Balancing Act

A lift behind the scenes helped bring the National Park Service into being.

By Jennifer Reut 

In February 1916, the American Society of Landscape Architects met in Boston for its annual meeting. Among the reports entered into the proceedings was one of the Committee on National Parks. The committee was made up of Frederick Law Olmsted Jr., Harris Reynolds, Stephen Child, Percival Gallagher, and Warren H. Manning, and it had been formed on the recommendation of ASLA President James Sturgis Pray in 1915, part of a groundswell of unease that had been brewing for several years over the fractured administration of the national parks.

The passage of the National Park Service Organic Act on August 25, 1916, established the park service and its mission, and though it has been amended many times, and threatened many more times than that, it remains, 100 years hence, our primary apparatus for preserving and interpreting the national parks. Ethan Carr, FASLA, the landscape historian and author of Wilderness by Design: Landscape Architecture & the National Park Service, writes that the act itself was drafted in a series of meetings that included Olmsted, Representative William Kent of California, Robert Sterling Yard, J. Horace McFarland, Robert B. Marshall, and Horace M. Albright, but it is to Olmsted that the well-known wording in the act’s opening section is attributed.

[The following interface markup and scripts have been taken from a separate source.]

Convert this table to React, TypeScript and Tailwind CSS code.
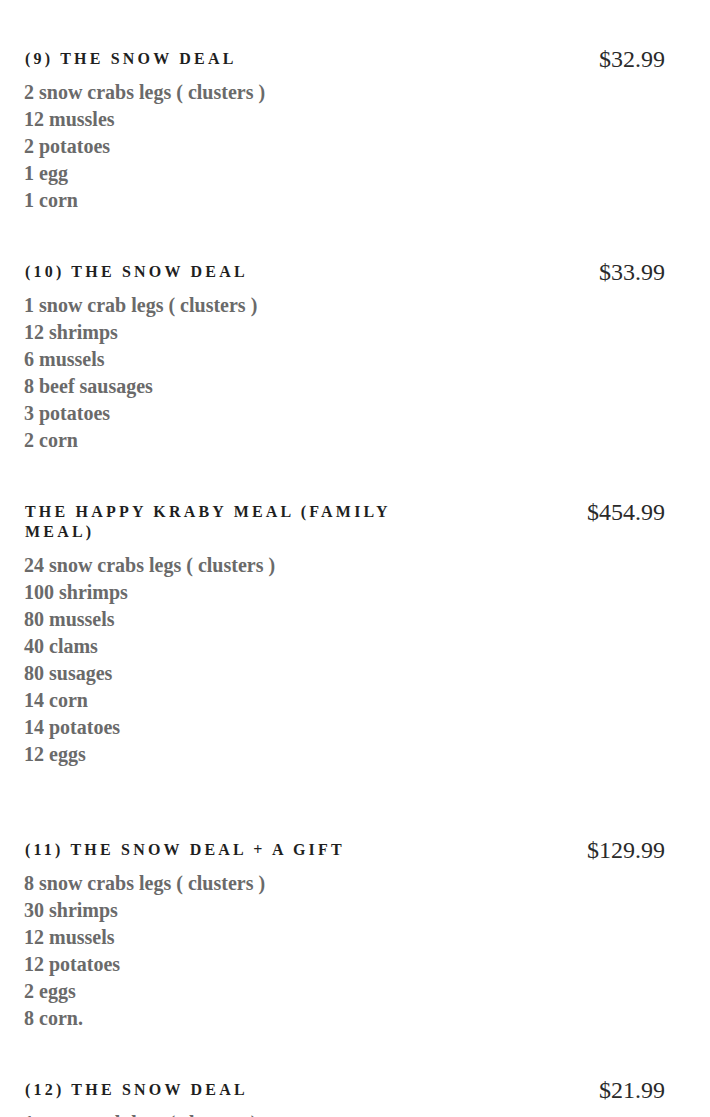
const deals = [
  {
    title: "(9) THE SNOW DEAL",
    price: "$32.99",
    items: ["2 snow crabs legs ( clusters )", "12 mussles", "2 potatoes", "1 egg", "1 corn"],
    gap: "mb-[48px]",
  },
  {
    title: "(10) THE SNOW DEAL",
    price: "$33.99",
    items: ["1 snow crab legs ( clusters )", "12 shrimps", "6 mussels", "8 beef sausages", "3 potatoes", "2 corn"],
    gap: "mb-[48px]",
  },
  {
    title: "THE HAPPY KRABY MEAL (FAMILY MEAL)",
    price: "$454.99",
    items: [
      "24 snow crabs legs ( clusters )",
      "100 shrimps",
      "80 mussels",
      "40 clams",
      "80 susages",
      "14 corn",
      "14 potatoes",
      "12 eggs",
    ],
    gap: "mb-[72px]",
  },
  {
    title: "(11) THE SNOW DEAL + A GIFT",
    price: "$129.99",
    items: ["8 snow crabs legs ( clusters )", "30 shrimps", "12 mussels", "12 potatoes", "2 eggs", "8 corn."],
    gap: "mb-[48px]",
  },
  {
    title: "(12) THE SNOW DEAL",
    price: "$21.99",
    items: ["1 snow crab legs ( clusters )", "6 shrimps", "1 potatoe", "1 corn"],
    gap: "mb-[47px]",
  },
];

export default function App() {
  return (
    <main
      className="min-h-screen bg-white pt-[49px] pl-[25px] pr-[45px]"
      style={{ fontFamily: '"Liberation Serif", "Times New Roman", serif' }}
    >
      {deals.map((deal) => (
        <section key={deal.title} className={`flex items-start justify-between ${deal.gap}`}>
          <div className="w-[405px]">
            <h3 className="text-[16px] leading-[20px] font-bold tracking-[0.2em] text-[#1f1f1f]">{deal.title}</h3>
            <ul className="mt-[10px]">
              {deal.items.map((item) => (
                <li key={item} className="-ml-px text-[20px] leading-[27px] font-bold text-[#6a6a6a]">
                  {item}
                </li>
              ))}
            </ul>
          </div>
          <p className="-mt-[4px] text-[24px] leading-[28px] text-[#2a2a2a]">{deal.price}</p>
        </section>
      ))}
    </main>
  );
}
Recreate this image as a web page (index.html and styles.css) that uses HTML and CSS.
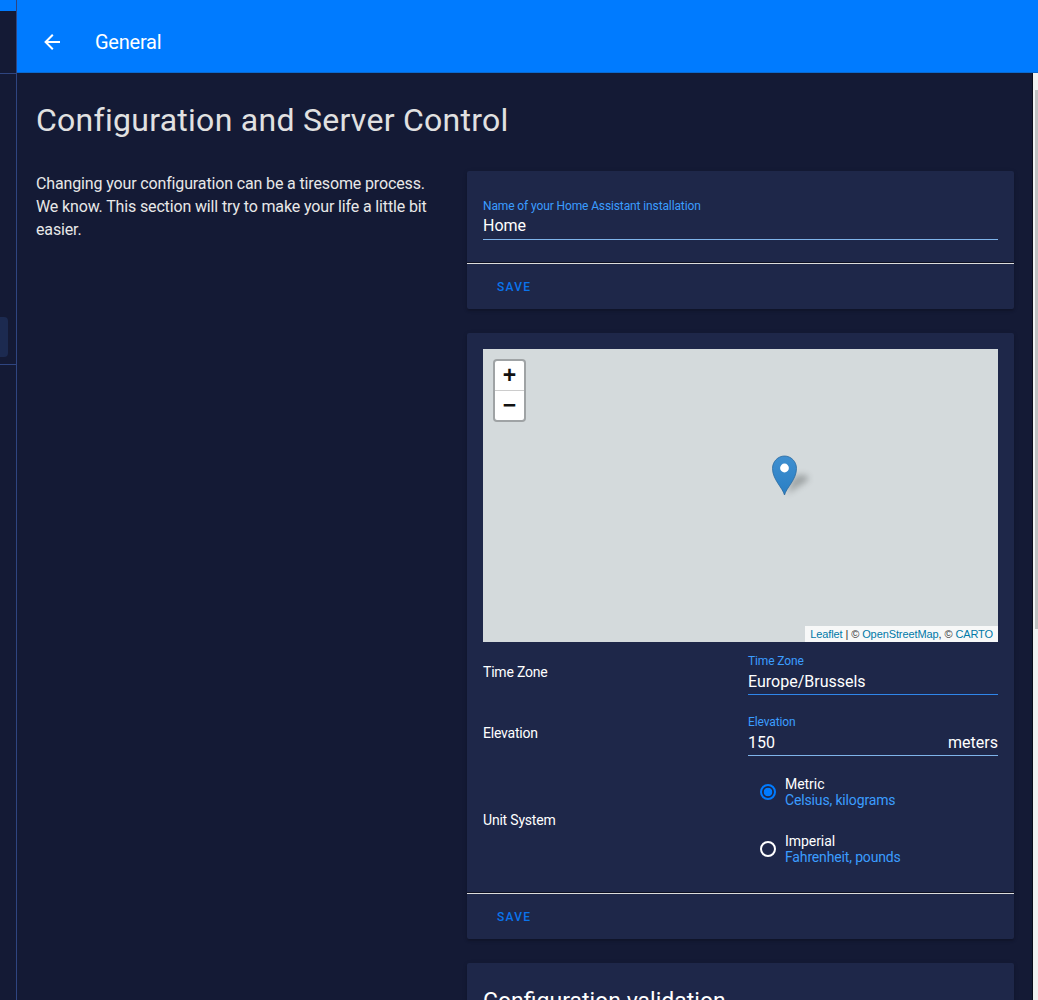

“The service thus established shall promote and regulate the use of the Federal areas known as national parks, monuments, and reservations hereinafter specified by such means and measures as conform to the fundamental purpose of the said parks, monuments, and reservations, which purpose is to conserve the scenery and the natural and historic objects and the wild life therein and to provide for the enjoyment of the same in such manner and by such means as will leave them unimpaired for the enjoyment of future generations.”

At the time of the act’s passage, there were roughly 14 national parks and 28 national monuments. Supervision was spread between the Departments of Interior, War, and Agriculture, and seemed to be governed by an “every park manager for himself” ethos—through no real fault of their own. Nonetheless, the situation had become increasingly worrisome as the park system continued to expand and commercial incursions continued to be proposed, in a pell-mell fashion, from many quarters. Reviewing the reports provided by the individual parks in January 1916, ASLA’s national parks committee stated that it found that in “only two reports can one gain a very definite idea of the attitude of the superintendent toward landscape.” The rest was a hodgepodge of road building construction minutiae, fire clearance, bizarre expenditures (including 25 cents for crayons at Yosemite), and a somewhat alarming account of slope clearing at Hot Springs to make way for beds of flowering plants and shrubs and an ornamental fountain for the entrance.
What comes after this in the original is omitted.